Annullamento di titolo edilizio per complesso turistico-ricettivo
Il Tribunale Amministrativo Regionale per la Sicilia – Palermo, con la decisione del 20 marzo 2019 n.802 che qui si segnala, ha ritenuto illegittimo il provvedimento di annullamento in autotutela di titoli abilitativi edilizi relativi ad un complesso turistico-ricettivo denominato intervenuto a distanza di oltre 10 anni dal loro rilascio, per violazione del principio del termine ragionevole di cui all’art. 21 nonies della legge n.241/1990, nonchè per la mancata considerazione delle ragioni di interesse pubblico all’annullamento dell’atto.

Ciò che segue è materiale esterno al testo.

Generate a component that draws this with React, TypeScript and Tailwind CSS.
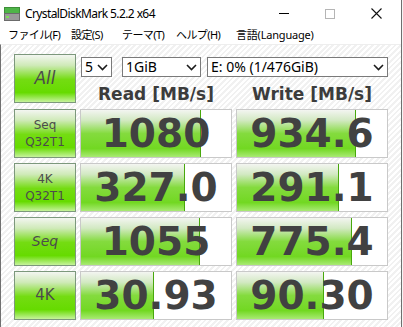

Il TAR palermitano, in particolare, quanto al profilo del termine ragionevole, rilevato come nel caso concreto non fosse rationae temporis applicabile la modifica normativa apportata all’art. 21 nonies L. n. 241/1990 con la novella del 2015 (cfr. art. 6 l. 7 agosto 2015 n. 124, cd. legge Madia), relativamente alla introduzione del limite massimo di diciotto mesi, decorrente dall’adozione dei provvedimenti di autorizzazione e di attribuzione di vantaggi economici (inclusi i casi di silenzio-assenso) – ha ritenuto di poter e dover valutare se l’atto di autotutela intervenuto a dieci anni di distanza dai titoli abilitativi edilizi violi il termine ragionevole di cui all’art. 21 nonies L. n. 241/1990.

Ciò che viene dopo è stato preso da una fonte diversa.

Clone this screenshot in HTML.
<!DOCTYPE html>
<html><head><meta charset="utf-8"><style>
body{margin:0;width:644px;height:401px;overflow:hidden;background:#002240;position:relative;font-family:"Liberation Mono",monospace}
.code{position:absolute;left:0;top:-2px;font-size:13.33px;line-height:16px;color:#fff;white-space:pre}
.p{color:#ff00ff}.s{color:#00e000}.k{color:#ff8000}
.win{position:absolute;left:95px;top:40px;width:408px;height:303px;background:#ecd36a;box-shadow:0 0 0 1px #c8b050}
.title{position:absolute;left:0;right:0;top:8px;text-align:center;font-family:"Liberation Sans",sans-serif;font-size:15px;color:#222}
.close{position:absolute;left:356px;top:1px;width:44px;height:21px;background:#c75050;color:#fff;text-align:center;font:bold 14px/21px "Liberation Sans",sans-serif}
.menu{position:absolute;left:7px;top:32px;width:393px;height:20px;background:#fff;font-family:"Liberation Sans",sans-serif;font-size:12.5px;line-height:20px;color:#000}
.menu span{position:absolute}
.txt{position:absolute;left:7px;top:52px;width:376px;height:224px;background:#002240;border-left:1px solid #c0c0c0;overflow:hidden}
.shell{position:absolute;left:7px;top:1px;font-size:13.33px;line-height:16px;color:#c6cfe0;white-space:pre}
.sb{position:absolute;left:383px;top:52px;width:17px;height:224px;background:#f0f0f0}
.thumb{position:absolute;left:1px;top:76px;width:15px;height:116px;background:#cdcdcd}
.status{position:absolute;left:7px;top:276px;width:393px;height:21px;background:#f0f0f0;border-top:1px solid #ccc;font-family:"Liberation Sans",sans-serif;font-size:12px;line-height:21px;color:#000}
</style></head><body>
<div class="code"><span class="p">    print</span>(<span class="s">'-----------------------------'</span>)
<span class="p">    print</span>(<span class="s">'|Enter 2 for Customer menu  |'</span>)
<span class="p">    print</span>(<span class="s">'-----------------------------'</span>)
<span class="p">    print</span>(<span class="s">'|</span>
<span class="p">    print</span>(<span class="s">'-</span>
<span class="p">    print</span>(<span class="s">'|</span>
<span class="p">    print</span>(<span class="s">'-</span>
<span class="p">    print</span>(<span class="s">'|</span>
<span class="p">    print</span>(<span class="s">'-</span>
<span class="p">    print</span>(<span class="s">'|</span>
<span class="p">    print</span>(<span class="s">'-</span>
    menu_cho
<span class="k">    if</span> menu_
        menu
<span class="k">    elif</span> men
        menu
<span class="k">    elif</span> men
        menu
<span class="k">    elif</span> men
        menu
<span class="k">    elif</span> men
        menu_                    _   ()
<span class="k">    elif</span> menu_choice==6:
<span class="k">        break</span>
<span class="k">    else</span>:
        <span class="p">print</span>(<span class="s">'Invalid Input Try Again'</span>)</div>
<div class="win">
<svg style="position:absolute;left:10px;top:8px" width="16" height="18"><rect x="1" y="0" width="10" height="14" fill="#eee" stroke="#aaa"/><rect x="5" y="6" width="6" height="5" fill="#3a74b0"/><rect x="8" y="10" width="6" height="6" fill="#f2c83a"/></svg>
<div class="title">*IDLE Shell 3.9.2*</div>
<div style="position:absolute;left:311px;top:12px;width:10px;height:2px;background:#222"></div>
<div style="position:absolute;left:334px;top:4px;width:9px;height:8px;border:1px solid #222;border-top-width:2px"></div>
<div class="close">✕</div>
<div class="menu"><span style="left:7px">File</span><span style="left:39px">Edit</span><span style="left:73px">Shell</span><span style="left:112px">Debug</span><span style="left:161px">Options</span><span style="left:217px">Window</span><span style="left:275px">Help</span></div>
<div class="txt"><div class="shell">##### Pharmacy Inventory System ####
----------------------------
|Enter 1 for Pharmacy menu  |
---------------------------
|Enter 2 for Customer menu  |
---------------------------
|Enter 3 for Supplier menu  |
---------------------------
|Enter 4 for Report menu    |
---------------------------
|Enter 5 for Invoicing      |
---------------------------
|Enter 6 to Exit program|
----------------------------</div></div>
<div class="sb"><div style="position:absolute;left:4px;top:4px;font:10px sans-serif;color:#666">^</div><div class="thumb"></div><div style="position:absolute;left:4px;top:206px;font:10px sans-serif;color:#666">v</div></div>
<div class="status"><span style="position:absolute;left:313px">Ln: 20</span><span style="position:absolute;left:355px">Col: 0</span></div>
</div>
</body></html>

“Secondo i principi fissati dall’Adunanza Plenaria del Consiglio di Stato (17 ottobre 2017 n 8)“, osserva dunque il TAR palermitano, “.. l’annullamento d’ufficio di un titolo edilizio (in quel caso però rilasciato in sanatoria) è in linea di principio possibile anche ad una distanza di tempo considerevole dal rilascio dello stesso; richiede però una congrua motivazione sulla “sussistenza di un interesse pubblico concreto e attuale all’adozione dell’atto di ritiro anche tenuto conto degli interessi dei privati destinatari del provvedimento sfavorevole”…”.
Orbene, nel caso deciso, è apparso al TAR Palermo che “..il termine di dieci anni – in rapporto all’assenza di un interesse pubblico concreto e attuale alla rimozione dell’atto – non appare ragionevole, essendosi nel frattempo ben consolidato un assetto di interessi in capo ai privati, che hanno realizzato la struttura ricettiva, gestito la stessa e compiuto investimenti confidando nel continuo ritorno economico della stessa..”.

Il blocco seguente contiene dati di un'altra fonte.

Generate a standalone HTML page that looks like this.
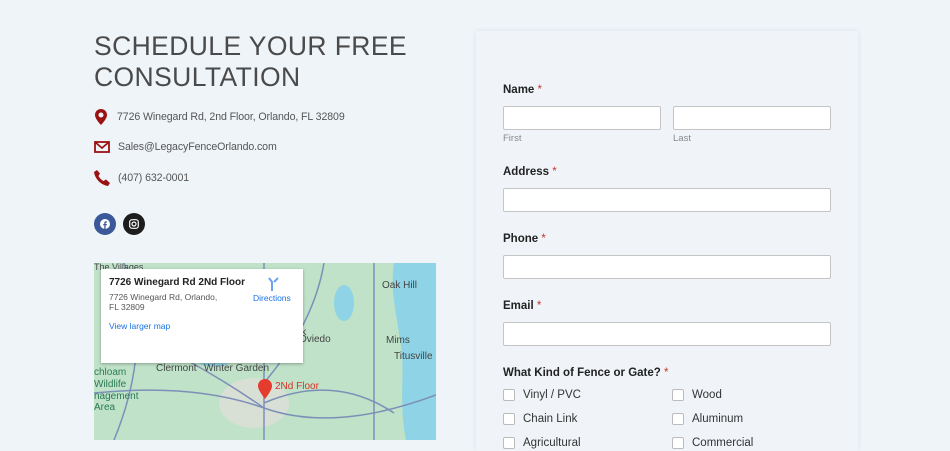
<!DOCTYPE html>
<html><head><meta charset="utf-8"><style>
*{box-sizing:border-box;margin:0;padding:0}
body{width:950px;height:440px;overflow:hidden;background:#eff4f9;font-family:"Liberation Sans",Arial,sans-serif;position:relative}
h1{position:absolute;left:94px;top:31px;font-weight:normal;font-size:26.5px;line-height:31px;letter-spacing:0.4px;color:#4a4a4a;font-family:"Liberation Sans",sans-serif}
.info{position:absolute;left:94px;font-size:10.6px;color:#555;display:flex;align-items:center;letter-spacing:-0.1px}
.info svg{margin-right:8px}
.soc{position:absolute;top:213px;width:22px;height:22px;border-radius:50%;display:flex;align-items:center;justify-content:center}
.card{position:absolute;left:476px;top:31px;width:382px;height:420px;background:#f0f4f9;box-shadow:0 0 6px rgba(0,0,0,.08);border-radius:2px}
.lbl{position:absolute;left:503px;font-size:11.5px;font-weight:bold;color:#222}
.lbl span{color:#c0392b;font-weight:normal}
.in{position:absolute;height:24px;background:#fff;border:1px solid #c4c4c4;border-radius:2px}
.sub{position:absolute;font-size:9.5px;color:#888}
.cb{position:absolute;font-size:11.5px;color:#333;display:flex;align-items:center}
.cb i{display:inline-block;width:12px;height:12px;border:1px solid #bbb;background:#fff;border-radius:2px;margin-right:8px}
.map{position:absolute;left:94px;top:263px;width:342px;height:177px;background:#b9dfc4;overflow:hidden}
</style></head><body>
<h1>SCHEDULE YOUR FREE<br>CONSULTATION</h1>
<div class="info" style="top:109px"><svg width="14" height="16" viewBox="0 0 14 16"><path d="M7 0C3.5 0 1 2.6 1 6c0 4 6 10 6 10s6-6 6-10C13 2.6 10.5 0 7 0zm0 8.5a2.5 2.5 0 110-5 2.5 2.5 0 010 5z" fill="#9b1212"/></svg><span style="margin-left:1px">7726 Winegard Rd, 2nd Floor, Orlando, FL 32809</span></div>
<div class="info" style="top:141px"><svg width="16" height="12" viewBox="0 0 16 12"><rect x="1" y="1" width="14" height="10" fill="none" stroke="#9b1212" stroke-width="1.8"/><path d="M1 1l7 6 7-6" fill="none" stroke="#9b1212" stroke-width="1.8"/></svg><span>Sales@LegacyFenceOrlando.com</span></div>
<div class="info" style="top:170px"><svg width="16" height="16" viewBox="0 0 16 16"><path d="M3 0l3 3.5-1.5 2.5c1 2 3 4 5 5l2.5-1.5L16 13l-2 3C7 15 1 9 0 2z" fill="#9b1212"/></svg><span>(407) 632-0001</span></div>
<div class="soc" style="left:94px;background:#3b5998"><svg width="10" height="10" viewBox="0 0 10 10"><circle cx="5" cy="5" r="5" fill="#fff"/><path d="M5.6 10V6.3h1.1l.2-1.3H5.6v-.8c0-.4.1-.6.6-.6h.7V2.4c-.3 0-.6-.1-1-.1-1 0-1.6.6-1.6 1.6V5H3.2v1.3h1.1V10z" fill="#3b5998"/></svg></div>
<div class="soc" style="left:123px;background:#1d1d1d"><svg width="10" height="10" viewBox="0 0 10 10"><rect x=".7" y=".7" width="8.6" height="8.6" rx="2.3" fill="none" stroke="#fff" stroke-width="1.2"/><circle cx="5" cy="5" r="2" fill="none" stroke="#fff" stroke-width="1.2"/></svg></div>
<div class="map">
<svg width="342" height="177" viewBox="0 0 342 177" style="position:absolute;left:0;top:0">
<rect width="342" height="177" fill="#bfe2c8"/>
<path d="M300 0h42v177h-30c-8-40 0-70-6-100-4-30-10-50-6-77z" fill="#8ed3e6"/>
<ellipse cx="120" cy="90" rx="22" ry="14" fill="#8ed3e6"/>
<ellipse cx="250" cy="40" rx="10" ry="18" fill="#8ed3e6"/>
<ellipse cx="160" cy="140" rx="35" ry="25" fill="#d8e0d6"/>
<g stroke="#7d8fb8" stroke-width="1.5" fill="none">
<path d="M0 130 Q100 120 170 145 T342 132"/><path d="M170 0 V177"/><path d="M60 80 Q120 110 170 145"/>
<path d="M170 140 Q240 110 300 150"/><path d="M230 0 Q220 60 170 120"/><path d="M280 0 V177"/><path d="M30 0 Q60 80 20 177"/>
</g>
<text x="145" y="59" font-size="10" fill="#444" font-family="Liberation Sans">Springs</text>
<text x="160" y="72" font-size="10" fill="#444" font-family="Liberation Sans">Winter Park</text>
<text x="205" y="79" font-size="10" fill="#444" font-family="Liberation Sans">Oviedo</text>
<text x="62" y="108" font-size="10" fill="#444" font-family="Liberation Sans">Clermont</text>
<text x="110" y="108" font-size="10" fill="#444" font-family="Liberation Sans">Winter Garden</text>
<text x="292" y="80" font-size="10" fill="#444" font-family="Liberation Sans">Mims</text>
<text x="300" y="96" font-size="10" fill="#444" font-family="Liberation Sans">Titusville</text>
<text x="288" y="25" font-size="10" fill="#444" font-family="Liberation Sans">Oak Hill</text>
<text x="0" y="112" font-size="10" fill="#2a7a55" font-family="Liberation Sans">chloam</text>
<text x="0" y="124" font-size="10" fill="#2a7a55" font-family="Liberation Sans">Wildlife</text>
<text x="0" y="136" font-size="10" fill="#2a7a55" font-family="Liberation Sans">nagement</text>
<text x="0" y="147" font-size="10" fill="#2a7a55" font-family="Liberation Sans">Area</text>
<text x="0" y="7" font-size="9" fill="#444" font-family="Liberation Sans">The Villages</text>
<path d="M171 136c-6-8-7-11-7-13a7 7 0 0114 0c0 2-1 5-7 13z" fill="#e53b2f"/>
<text x="181" y="126" font-size="10" fill="#d93025" font-family="Liberation Sans">2Nd Floor</text>
</svg>
<div style="position:absolute;left:7px;top:6px;width:202px;height:94px;background:#fff;box-shadow:0 1px 3px rgba(0,0,0,.3)">
<div style="position:absolute;left:8px;top:8px;font-size:10px;font-weight:bold;color:#222">7726 Winegard Rd 2Nd Floor</div>
<div style="position:absolute;left:8px;top:23px;width:120px;font-size:8.5px;color:#555;line-height:10px">7726 Winegard Rd, Orlando, FL 32809</div>
<div style="position:absolute;left:8px;top:52px;font-size:8.5px;color:#1a73e8">View larger map</div>
<div style="position:absolute;left:152px;top:24px;font-size:8.5px;color:#1a73e8">Directions</div>
<svg style="position:absolute;left:166px;top:8px" width="12" height="14" viewBox="0 0 12 14"><path d="M2 1l3 4v9M11 1L7 5" stroke="#6ca0f0" stroke-width="2" fill="none"/></svg>
</div>
</div>
<div class="card"></div>
<div class="lbl" style="top:84px">Name <span>*</span></div>
<div class="in" style="left:503px;top:106px;width:158px"></div>
<div class="in" style="left:673px;top:106px;width:158px"></div>
<div class="sub" style="left:503px;top:133px">First</div>
<div class="sub" style="left:673px;top:133px">Last</div>
<div class="lbl" style="top:166px">Address <span>*</span></div>
<div class="in" style="left:503px;top:188px;width:328px"></div>
<div class="lbl" style="top:233px">Phone <span>*</span></div>
<div class="in" style="left:503px;top:255px;width:328px"></div>
<div class="lbl" style="top:300px">Email <span>*</span></div>
<div class="in" style="left:503px;top:322px;width:328px"></div>
<div class="lbl" style="top:367px">What Kind of Fence or Gate? <span>*</span></div>
<div class="cb" style="left:503px;top:389px"><i></i>Vinyl / PVC</div>
<div class="cb" style="left:672px;top:389px"><i></i>Wood</div>
<div class="cb" style="left:503px;top:413px"><i></i>Chain Link</div>
<div class="cb" style="left:672px;top:413px"><i></i>Aluminum</div>
<div class="cb" style="left:503px;top:437px"><i></i>Agricultural</div>
<div class="cb" style="left:672px;top:437px"><i></i>Commercial</div>
</body></html>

E ciò, in quanto la motivazione dell’annullamento è apparsa sostanzialmente tautologica “…poiché non esprime alcun interesse pubblico concreto e attuale – ulteriore al mero ripristino della legalità violata – che giustifichi, a distanza di dieci anni, un intervento in autotutela quale quello in esame...”, difettando in particolare una congrua motivazione sugli interessi contrapposti (nella specie correlati alla rilevanza dell’attività turistico-ricettiva svolta nell’immobile ed al collegamento con immediate necessità di vita dei proprietari).
E ciò, in uno contesto nel quale, non ricorre nè “la fattispecie in cui, sempre secondo l’Adunanza plenaria, la prevalenza dell’interesse pubblico su quello privato si ha per definizione, perché nemmeno è stato dedotto che i privati abbiano offerto all’amministrazione una “non veritiera prospettazione […] delle circostanze in fatto e in diritto poste a fondamento dell’atto illegittimo” a loro favorevole..”, nè “…il caso in cui l’interesse pubblico tutelato sia autoevidente al punto che, ancora secondo l’insegnamento dell’Adunanza plenaria, per darne conto è sufficiente il mero richiamo alle disposizioni di tutela che si assumono violate..”.